Присутствие Лжедмитрия в составе посольства Льва Сапеги в Московию доказывает, что он был иностранцем, а не русским. Данное обстоятельство, пожалуй, обнаруживает ряд нестыковок в теории Р. Скрынникова. Если Лжедмитрием является беглый московский монах Григорий Отрепьев, то зачем Сапеге его везти с собой в Москву? Присутствие Лжедмитрия на дипломатических приемах должно было на практике познакомить его с той ролью, которую ему придется в скором будущем играть. Говоря современным языком, путешествие самозванца в Московию — это преддипломная практика, которая должна была компенсировать претенденту недостаток знаний перед тем, как он будет сдавать экзамен на право быть великим князем Московии. Для Григория Отрепьева такое путешествие могло иметь самые негативные последствия. Как утверждает Р. Скрынников, Отрепьев находился в уголовном розыске. Значит, он не мог присутствовать на каких-либо официальных переговорах: его хорошо знало московское окружение Бориса Годунова, поскольку в последнее время перед бегством Григорий Отрепьев служил в канцелярии московского патриарха — был его личным секретарем.

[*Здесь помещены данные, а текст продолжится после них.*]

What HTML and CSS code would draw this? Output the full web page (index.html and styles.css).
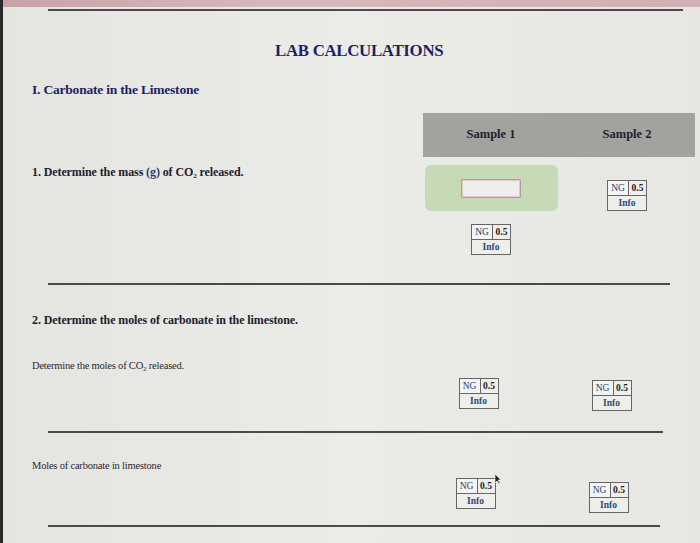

Есть в теории Р. Скрынникова и еще одна явная нестыковка. Он датирует бегство Григория Отрепьева в Литву 1602–1603 годами [117, с. 82], то есть периодом, когда интрига Сапеги перешла из пассивной фазы в активную. Первый, самый сложный и наиболее продолжительный по времени этап — подготовка самозванца — благополучно завершился. Было широко объявлено о существовании претендента, о чем свидетельствуют в своих произведениях капитан Ж. Маржарет [99, с. 264] и К. Буссов. Кстати, версия Маржарета, который был уверен в том, что Лжедмитрий — настоящий сын Ивана Грозного, не лишена логики в той части, что он настоящий королевский сын, ведь главный аргумент Маржарета — это вполне естественное поведение Лжедмитрия в качестве наследника трона. «По его поступкам, его уверенности в собственных силах, и других его способностях государственного деятеля, качествах, невозможных для ненастоящего и самозванца… я делаю вывод, что он был настоящим Дмитрий Ивановичем, сыном Ивана Грозного», — писал капитан [99, с. 286].